Cardinal Sean Brady "Was Willing to Resign" Says D'arcy

BBC News
May 3, 2012

Cardinal Brady was a priest in County Cavan at the time of the investigation

Irish priest Father Brian D'Arcy has said he believes Cardinal Sean Brady was willing to offer his resignation two years ago but the Vatican refused.

Fr D'Arcy was responding to a BBC This World programme which found that the cardinal failed to pass details of sex abuse to police or parents.

It said that in 1975, Cardinal Brady had the names and address of children being abused by Fr Brendan Smyth.

Smyth, a paedophile, continued to attack children for a further 13 years.

Cardinal Brady claimed the BBC exaggerated his authority at that time. He said he had "absolutely no authority over Smyth" and had felt betrayed that those in the Church who had the power to stop Smyth did not do so.

In an interview with Irish radio station Newstalk on Thursday, Father D'Arcy said he would find it hard to continue if he was in the position of the current Irish Church leader.

But he added that changing the cardinal would not necessarily mean a fresh start.

"The bottom line is that if Cardinal Brady goes, the ordinary people of Ireland won't have a single vote on who replaces him. That is the problem," he said.

"Actually he would have to offer his resignation and if the Vatican didn't take it he would be back to square one.

"Some people think that is what happened two years ago. But the Vatican was saying no."

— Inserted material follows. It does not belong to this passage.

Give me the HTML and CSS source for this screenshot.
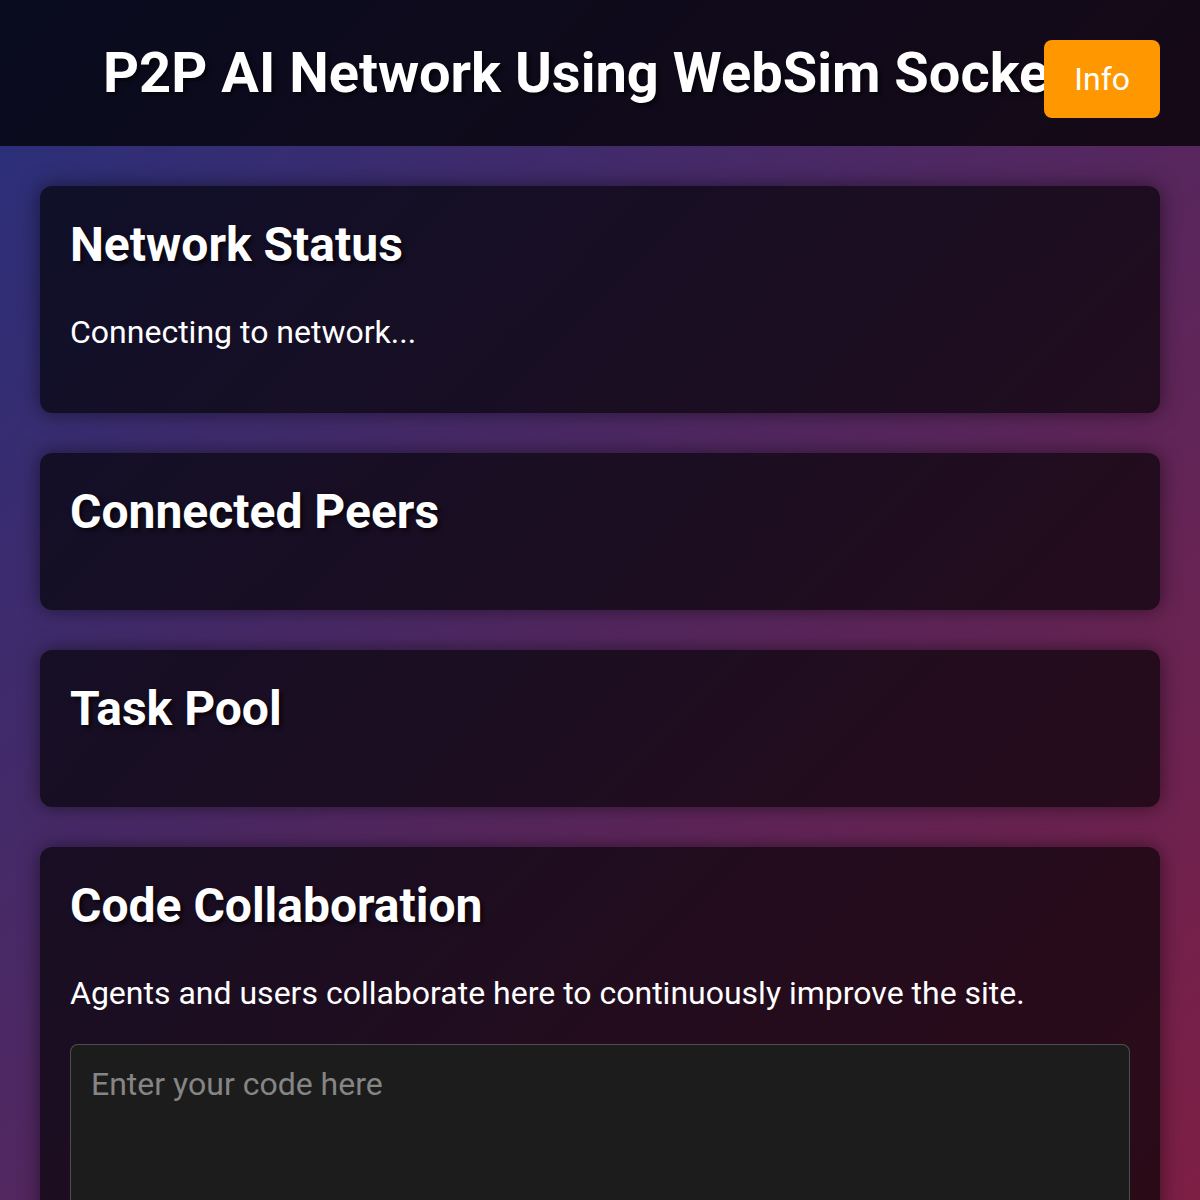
FILE: index.html
```html
<!DOCTYPE html>
<html lang="en">
<head>
    <meta charset="UTF-8" />
    <meta name="viewport" content="width=device-width, initial-scale=1.0"/>
    <title>P2P AI Network Using WebSim Sockets</title>
    <link rel="stylesheet" href="styles.css">
</head>
<body>
    <header class="site-header">
        <h1 class="site-title">P2P AI Network Using WebSim Sockets</h1>
        <button class="info-btn">Info</button>
    </header>

    <main class="content">
        <section class="card">
            <h2>Network Status</h2>
            <p id="status">Connecting to network...</p>
        </section>

        <section class="card">
            <h2>Connected Peers</h2>
            <ul id="peer-list" class="plain-list"></ul>
        </section>

        <section class="card">
            <h2>Task Pool</h2>
            <ul id="task-list" class="plain-list"></ul>
        </section>

        <section class="card">
            <h2>Code Collaboration</h2>
            <p>Agents and users collaborate here to continuously improve the site.</p>
            <textarea id="code-input" placeholder="Enter your code here"></textarea>
        </section>
    </main>
</body>
</html>
```

FILE: styles.css
```css
html {
    background: linear-gradient(135deg, #26307c, #7e1f45) fixed; /* blue to wine */
    min-height: 100%;
}

body {
    font-family: 'Roboto', 'Liberation Sans', sans-serif;
    margin: 0;
    color: #fff;
    font-size: 32px;
}

.site-header {
    position: relative;
    background: rgba(0, 0, 0, 0.75);
    padding: 40px;
    text-align: center;
    white-space: nowrap;
    overflow: hidden;
}

.site-title {
    margin: 0;
    font-size: 56px;
    font-weight: 700;
    text-shadow: 3px 3px 4px rgba(0, 0, 0, 0.6);
}

.info-btn {
    position: absolute;
    top: 40px;
    right: 40px;
    padding: 20px 30px;
    font-family: inherit;
    font-size: 32px;
    line-height: normal;
    color: #fff;
    background: #ff9800;
    border: none;
    border-radius: 8px;
    cursor: pointer;
}

.content {
    padding: 40px;
}

.card {
    background: rgba(0, 0, 0, 0.65);
    border-radius: 12px;
    padding: 30px;
    margin-bottom: 40px;
    box-shadow: 0 0 20px rgba(0, 0, 0, 0.5);
}

.card h2 {
    margin: 0 0 40px;
    font-size: 48px;
    font-weight: 700;
    text-shadow: 3px 3px 4px rgba(0, 0, 0, 0.6);
}

.card p {
    margin: 0 0 32px;
    font-size: 32px;
}

.plain-list {
    list-style: none;
    margin: 0;
    padding: 0;
}

#code-input {
    display: block;
    box-sizing: border-box;
    width: 100%;
    height: 300px;
    padding: 20px;
    font-family: inherit;
    font-size: 32px;
    color: #e0e0e0;
    background: #1c1c1c;
    border: 1px solid rgba(255, 255, 255, 0.22);
    border-radius: 8px;
    resize: vertical;
}

#code-input::placeholder {
    color: #858585;
}
```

Fr D'Arcy said he believed the cardinal had been willing to resign

Father Eamon Murray, who is originally from Northern Ireland but now based in England, said many priests feel demoralised by clerical child abuse.

He said Cardinal Brady would have do do a "lot of soul searching".

"If I was in that position, I would have gone a long time ago because it's your own moral credibility that has suffered," he told the BBC's Nolan Show.

"I've listened to a lot of people and naturally people are angry at the church and rightly so and I feel that anger and I feel that hurt and pain.

"It pains me to see people who have practised their faith for a long, long time, many years leaving the church as a result of losing credibility in hierarchy."

Meanwhile, one of Smyth's victims has called for the cardinal's resignation.

Brendan Boland said he thought Cardinal Brady's refusal to resign was wrong.

"I can't understand why he can't see his failings," he said.

"For him to stand without resigning I think that is further abuse of me.

"Resign. Own up to your failings."

In 1975, Cardinal Brady was a priest and teacher in County Cavan in the Republic of Ireland, when he was sent by his bishop to investigate a claim of child sexual abuse by a fellow priest.

That priest was later exposed as Smyth, who died in prison in 1997, one month into a 12-year prison sentence.

The first child to tell his parents about the abuse was the then 14-year-old Brendan Boland.

Speaking on Wednesday, Cardinal Brady said in a statement: "With others, I feel betrayed that those who had the authority in the Church to stop Brendan Smyth failed to act on the evidence I gave them.

"However, I also accept that I was part of an unhelpful culture of deference and silence in society, and the Church, which thankfully is now a thing of the past."

The cardinal said he was "shocked, appalled and outraged" by Smyth and said he had trusted that those with the authority to act in relation to Smyth would treat the evidence seriously and respond appropriately.

"The commentary in the programme and much of the coverage of my role in this inquiry gives the impression that I was the only person who knew of the allegations against Brendan Smyth at that time and that because of the office I hold in the Church today I somehow had the power to stop Brendan Smyth in 1975.

"I had absolutely no authority over Brendan Smyth. Even my Bishop had limited authority over him. The only people who had authority within the Church to stop Brendan Smyth from having contact with children were his Abbot in the Monastery in Kilnacrott and his Religious Superiors in the Norbertine Order."

Police are also studying the documentary. A spokesman for the Police Service of Northern Ireland said: "The PSNI will study the content of this programme. We can make no further comment at this time."